The beauty of, especially, the Escalante, is the ability to link up SO much incredible canyoneering and mesa walking as well. I've done three packrafting treks there > 100 miles without crossing my path.
In addition to the desert, there is great wilderness packrafting in the Cascades (WA + OR) and Olympics. I've not spend much time in the Cascades, but packrafted a bunch of the rivers in the Olympics when I was working over there in '87-'92. My favorites: Sol Duc, Hoh, Bogachiel, Quinalt, Dosewallips, Duckabush, and the creek crashing out of the Blue Glacier on Mt. Olympus.
In that same period I explored the very scary rivers busting out of Mt. Rainier's Glaciers. These are rather exciting, and worth a look. I had one "opportunity" to packraft through a glacial cave. Stupid.
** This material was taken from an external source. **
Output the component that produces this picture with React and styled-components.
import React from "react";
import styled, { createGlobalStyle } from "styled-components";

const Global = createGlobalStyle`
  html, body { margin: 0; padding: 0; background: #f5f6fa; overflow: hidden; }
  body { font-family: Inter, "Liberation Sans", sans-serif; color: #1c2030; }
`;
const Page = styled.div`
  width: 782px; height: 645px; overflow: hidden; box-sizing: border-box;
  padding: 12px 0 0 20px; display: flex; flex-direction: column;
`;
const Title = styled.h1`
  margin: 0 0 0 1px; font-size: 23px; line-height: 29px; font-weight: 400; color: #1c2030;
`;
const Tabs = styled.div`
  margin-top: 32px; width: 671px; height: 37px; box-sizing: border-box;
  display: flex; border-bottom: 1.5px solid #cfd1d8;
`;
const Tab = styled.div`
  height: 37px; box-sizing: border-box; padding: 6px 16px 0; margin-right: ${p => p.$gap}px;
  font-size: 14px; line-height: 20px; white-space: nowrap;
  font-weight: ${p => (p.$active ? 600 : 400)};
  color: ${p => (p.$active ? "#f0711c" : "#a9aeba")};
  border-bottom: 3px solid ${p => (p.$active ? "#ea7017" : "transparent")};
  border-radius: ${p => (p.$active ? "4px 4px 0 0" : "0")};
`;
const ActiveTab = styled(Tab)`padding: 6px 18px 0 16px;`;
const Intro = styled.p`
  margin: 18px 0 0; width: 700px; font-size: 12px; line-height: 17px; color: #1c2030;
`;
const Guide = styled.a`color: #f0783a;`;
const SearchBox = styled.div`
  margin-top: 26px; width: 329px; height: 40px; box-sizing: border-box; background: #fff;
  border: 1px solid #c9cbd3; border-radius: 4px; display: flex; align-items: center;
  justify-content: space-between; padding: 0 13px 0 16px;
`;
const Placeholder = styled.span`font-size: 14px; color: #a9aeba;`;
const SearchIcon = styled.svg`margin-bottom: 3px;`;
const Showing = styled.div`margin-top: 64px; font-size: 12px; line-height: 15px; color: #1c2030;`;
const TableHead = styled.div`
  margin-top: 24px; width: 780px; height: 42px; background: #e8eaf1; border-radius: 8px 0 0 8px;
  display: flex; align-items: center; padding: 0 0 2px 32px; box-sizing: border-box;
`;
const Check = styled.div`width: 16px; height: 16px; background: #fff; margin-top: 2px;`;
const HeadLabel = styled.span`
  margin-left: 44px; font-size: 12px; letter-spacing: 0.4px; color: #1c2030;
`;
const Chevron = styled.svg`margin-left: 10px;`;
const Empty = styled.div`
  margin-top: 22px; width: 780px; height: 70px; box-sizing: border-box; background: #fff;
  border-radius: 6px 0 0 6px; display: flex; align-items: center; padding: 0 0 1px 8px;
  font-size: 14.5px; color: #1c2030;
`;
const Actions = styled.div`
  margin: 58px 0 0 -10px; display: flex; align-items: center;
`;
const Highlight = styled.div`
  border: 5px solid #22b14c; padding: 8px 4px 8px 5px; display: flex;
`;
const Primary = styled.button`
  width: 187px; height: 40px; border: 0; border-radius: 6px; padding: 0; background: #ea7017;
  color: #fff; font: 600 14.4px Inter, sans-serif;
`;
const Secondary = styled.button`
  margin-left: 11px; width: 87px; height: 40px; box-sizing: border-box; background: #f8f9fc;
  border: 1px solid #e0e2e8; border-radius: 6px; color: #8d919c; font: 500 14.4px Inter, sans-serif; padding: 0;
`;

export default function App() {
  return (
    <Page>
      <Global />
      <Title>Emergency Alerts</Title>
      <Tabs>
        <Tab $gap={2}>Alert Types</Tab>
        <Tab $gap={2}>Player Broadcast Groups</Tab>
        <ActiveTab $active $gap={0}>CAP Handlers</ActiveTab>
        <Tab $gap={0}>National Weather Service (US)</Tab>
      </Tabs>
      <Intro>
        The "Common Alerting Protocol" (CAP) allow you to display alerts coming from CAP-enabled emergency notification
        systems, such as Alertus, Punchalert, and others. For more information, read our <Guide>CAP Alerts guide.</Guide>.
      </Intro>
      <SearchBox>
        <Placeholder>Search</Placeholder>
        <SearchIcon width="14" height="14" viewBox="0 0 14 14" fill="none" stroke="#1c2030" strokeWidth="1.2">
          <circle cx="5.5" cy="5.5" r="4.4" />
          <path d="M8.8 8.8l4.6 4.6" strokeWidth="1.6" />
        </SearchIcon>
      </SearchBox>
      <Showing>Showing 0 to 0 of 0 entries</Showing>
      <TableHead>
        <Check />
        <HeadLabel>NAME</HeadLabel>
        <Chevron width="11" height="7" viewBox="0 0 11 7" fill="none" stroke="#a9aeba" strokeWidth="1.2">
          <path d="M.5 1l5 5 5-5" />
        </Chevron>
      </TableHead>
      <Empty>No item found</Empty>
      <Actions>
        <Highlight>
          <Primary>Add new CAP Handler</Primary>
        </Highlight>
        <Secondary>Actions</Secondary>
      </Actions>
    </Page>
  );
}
One of my all time favorite wilderness treks ever was a start over on the Skokomish in the SE corner of the Peninsula, trekking up to the S end of the Bailey Range, doing the Bailey traverse, dropping in the upper Hoh and floating it all the way to the Ocean, then walking overland to Lake Ozette and paddling to the N end of the lake. An amazing "multi-mode-of-transport" experience, between the river boating, walking, and glacier travel. We spent the night at Sand Point on our last night and packrafting in the surf too. So fun.
Many of the big rivers in OR/WA/ID are bordered by dirt roads (timber and recreation access) and have a wilderness character to them, so don't count them out. (I bet some of California's coastal rivers are pretty good too.) I highly recommend the Cowlitz (WA), Deschutes (OR), Grande Ronde (Eastern WA/OR), Upper Green (WA), N Fk Clearwater (ID), Snake (WY/ID/WA), Salmon (ID, incl. the wild Frank Church section), Kelly Creek (ID), and St. Joe (ID).
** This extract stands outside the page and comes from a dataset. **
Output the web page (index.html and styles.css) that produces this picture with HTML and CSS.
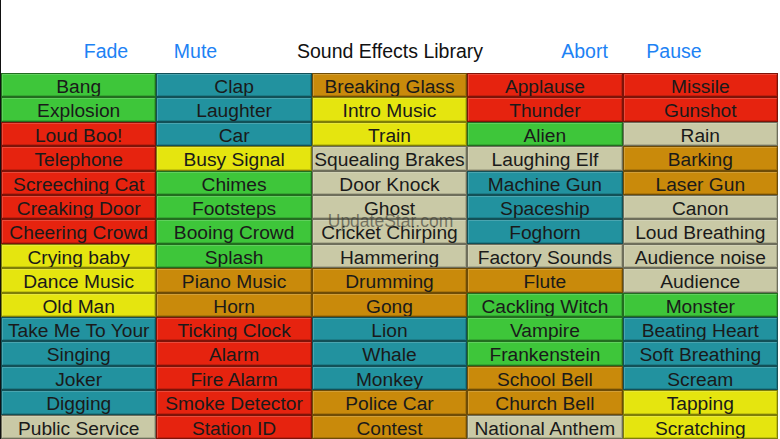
FILE: index.html
```html
<!DOCTYPE html>
<html>
<head>
<meta charset="utf-8">
<link rel="stylesheet" href="styles.css">
</head>
<body>
<div class="page">
  <header class="top">
    <span class="btn">Fade</span>
    <span class="btn">Mute</span>
    <span class="title">Sound Effects Library</span>
    <span class="btn">Abort</span>
    <span class="btn">Pause</span>
  </header>
  <main class="board">
    <div class="cell g">Bang</div><div class="cell t">Clap</div><div class="cell o">Breaking Glass</div><div class="cell r">Applause</div><div class="cell r">Missile</div>
    <div class="cell g">Explosion</div><div class="cell t">Laughter</div><div class="cell y">Intro Music</div><div class="cell r">Thunder</div><div class="cell r">Gunshot</div>
    <div class="cell r">Loud Boo!</div><div class="cell t">Car</div><div class="cell y">Train</div><div class="cell g">Alien</div><div class="cell b">Rain</div>
    <div class="cell r">Telephone</div><div class="cell y">Busy Signal</div><div class="cell b">Squealing Brakes</div><div class="cell b">Laughing Elf</div><div class="cell o">Barking</div>
    <div class="cell r">Screeching Cat</div><div class="cell g">Chimes</div><div class="cell b">Door Knock</div><div class="cell t">Machine Gun</div><div class="cell o">Laser Gun</div>
    <div class="cell r">Creaking Door</div><div class="cell g">Footsteps</div><div class="cell b">Ghost</div><div class="cell t">Spaceship</div><div class="cell b">Canon</div>
    <div class="cell r">Cheering Crowd</div><div class="cell g">Booing Crowd</div><div class="cell b">Cricket Chirping</div><div class="cell t">Foghorn</div><div class="cell b">Loud Breathing</div>
    <div class="cell y">Crying baby</div><div class="cell g">Splash</div><div class="cell b">Hammering</div><div class="cell b">Factory Sounds</div><div class="cell b">Audience noise</div>
    <div class="cell y">Dance Music</div><div class="cell o">Piano Music</div><div class="cell o">Drumming</div><div class="cell o">Flute</div><div class="cell b">Audience</div>
    <div class="cell y">Old Man</div><div class="cell o">Horn</div><div class="cell o">Gong</div><div class="cell g">Cackling Witch</div><div class="cell g">Monster</div>
    <div class="cell t">Take Me To Your</div><div class="cell r">Ticking Clock</div><div class="cell t">Lion</div><div class="cell g">Vampire</div><div class="cell t">Beating Heart</div>
    <div class="cell t">Singing</div><div class="cell r">Alarm</div><div class="cell t">Whale</div><div class="cell g">Frankenstein</div><div class="cell t">Soft Breathing</div>
    <div class="cell t">Joker</div><div class="cell r">Fire Alarm</div><div class="cell t">Monkey</div><div class="cell o">School Bell</div><div class="cell t">Scream</div>
    <div class="cell t">Digging</div><div class="cell r">Smoke Detector</div><div class="cell o">Police Car</div><div class="cell o">Church Bell</div><div class="cell y">Tapping</div>
    <div class="cell b">Public Service</div><div class="cell r">Station ID</div><div class="cell o">Contest</div><div class="cell b">National Anthem</div><div class="cell y">Scratching</div>
  </main>
  <div class="watermark">UpdateStar.com</div>
</div>
</body>
</html>
```
FILE: styles.css
```css
html, body {
  margin: 0;
  padding: 0;
  background: #fff;
}
.page {
  position: relative;
  width: 780px;
  height: 439px;
  overflow: hidden;
  box-sizing: border-box;
  border-left: 1px solid #111;
  font-family: "Liberation Sans", Arial, sans-serif;
}
.top {
  height: 73px;
  display: grid;
  grid-template-columns: 88px 91px 298px 91px 88px;
  justify-content: center;
  align-items: end;
  padding-bottom: 10px;
  box-sizing: border-box;
  margin-left: -1px;
}
.btn, .title {
  text-align: center;
  line-height: 24px;
}
.btn {
  color: #1d82f4;
  font-size: 19.5px;
}
.title {
  color: #111;
  font-size: 19.5px;
}
.board {
  width: 777px;
  height: 366px;
  display: grid;
  grid-template-columns: repeat(5, 1fr);
  grid-template-rows: repeat(15, 1fr);
}
.cell {
  box-sizing: border-box;
  border: 1px solid rgba(0, 0, 0, 0.45);
  box-shadow: inset 1px 1px 0 rgba(255, 255, 255, 0.18), inset -1px -1px 0 rgba(0, 0, 0, 0.15);
  display: flex;
  align-items: center;
  justify-content: center;
  font-size: 19.2px;
  color: #1a1a1a;
  white-space: nowrap;
  overflow: hidden;
  line-height: 1;
  padding-top: 3px;
}
.g { background: #3ec63a; }
.t { background: #22929f; }
.o { background: #c98a0b; }
.r { background: #e6230f; }
.y { background: #e5e50f; }
.b { background: #c9c9a6; }
.watermark {
  position: absolute;
  left: 0;
  right: 0;
  top: 211px;
  text-align: center;
  font-size: 17.5px;
  color: rgba(55, 55, 50, 0.6);
  pointer-events: none;
}
```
In MT you have the S and M Fk Flathead, and for remotish rivers with good campgrounds en route, the Yellowstone, Gallatin, Rock Creek, Clark Fork, Boulder, Stillwater...etc., etc.
In WY the major rivers in the NW where I've been are the Snake thru GTNP down to Pinedale, the Upper Green from its source in the Winds down as far as you want to go (long river!), the Sweetwater (slow, but ... introspective ... lots of cows), the Wind River, and Clark's Fork of the Yellowstone.
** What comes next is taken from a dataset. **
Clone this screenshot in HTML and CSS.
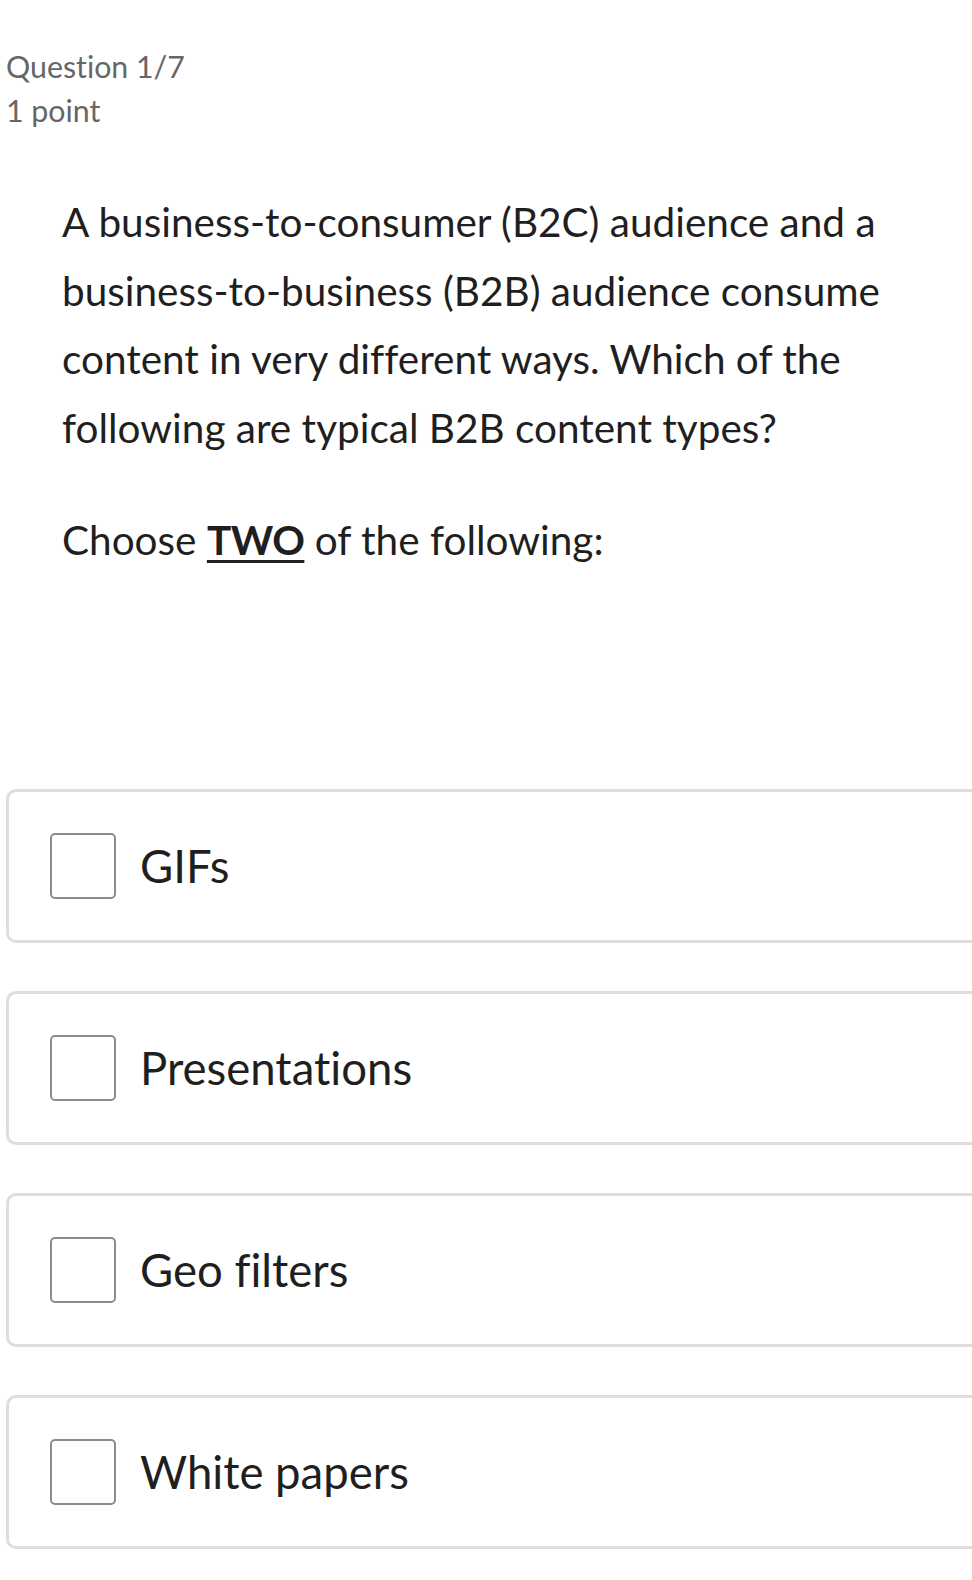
FILE: index.html
```html
<!DOCTYPE html>
<html lang="en">
<head>
<meta charset="utf-8">
<title>Question 1/7</title>
<link rel="stylesheet" href="styles.css">
</head>
<body>
<main class="quiz">
  <header class="quiz-meta">
    <div class="quiz-count">Question 1/7</div>
    <div class="quiz-points">1 point</div>
  </header>
  <section class="question">
    <p class="question-text">A business-to-consumer (B2C) audience and a business-to-business (B2B) audience consume content in very different ways. Which of the following are typical B2B content types?</p>
    <p class="question-hint">Choose <strong class="emph">TWO</strong> of the following:</p>
  </section>
  <ul class="options">
    <li class="option"><span class="checkbox"></span><span class="option-label">GIFs</span></li>
    <li class="option"><span class="checkbox"></span><span class="option-label">Presentations</span></li>
    <li class="option"><span class="checkbox"></span><span class="option-label">Geo filters</span></li>
    <li class="option"><span class="checkbox"></span><span class="option-label">White papers</span></li>
  </ul>
</main>
</body>
</html>
```

FILE: styles.css
```css
html, body {
  margin: 0;
  padding: 0;
  background: #ffffff;
}
body {
  overflow-x: hidden;
  font-family: "Lato", "Liberation Sans", sans-serif;
  font-variant-ligatures: none;
  color: #1f1f1f;
}
.quiz {
  padding-top: 44px;
}
.quiz-meta {
  padding-left: 6px;
  font-size: 30.3px;
  line-height: 44px;
  color: #666666;
}
.question {
  padding-left: 62px;
  width: 868px;
  margin-top: 56px;
}
.question-text,
.question-hint {
  margin: 0;
  font-size: 40.5px;
  line-height: 68.5px;
  color: #1f1f1f;
}
.question-hint {
  margin-top: 44px;
}
.emph {
  font-weight: 700;
  letter-spacing: -0.5px;
  text-decoration: underline;
  text-decoration-thickness: 3px;
  text-underline-offset: 5px;
}
.options {
  list-style: none;
  margin: 214px 0 0 0;
  padding: 0;
  display: flex;
  flex-direction: column;
  gap: 48px;
}
.option {
  margin-left: 6px;
  margin-right: -40px;
  height: 154px;
  box-sizing: border-box;
  border: 3px solid #dedede;
  border-radius: 10px;
  display: flex;
  align-items: center;
  padding-left: 41px;
  gap: 24px;
}
.checkbox {
  width: 66px;
  height: 66px;
  box-sizing: border-box;
  border: 2.5px solid #8c8c8c;
  border-radius: 5px;
  flex: none;
}
.option-label {
  font-size: 45.5px;
  color: #1f1f1f;
}
```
Any river that can be kayaked can (almost) be packrafted. The limits are your own, probably, as in kayaking.
But what makes a good packrafting river? The ability to load a bunch of gear in your raft and go. And go. And go. Which means the river needs good camping access en route with islands, campgrounds, or trailheads leading up from the river to pretty places, like lakes, waterfalls, ridges, peaks, etc. If you "need" vast and remote wilderness packrafting, then you need to go to the Bob Marshall or Frank Church Wildernesses, AK, the Yukon, BC, or another continent. Open your horizons a bit and you'll make a lot more available to you and still have a terrific packraft-camping experience.
Other great trips, as your skills increase, involve the small creeks during high water. That opens up a truly VAST quantity of wilderness packrafting.
Edited by ryan on 08/30/2007 23:21:29 MDT.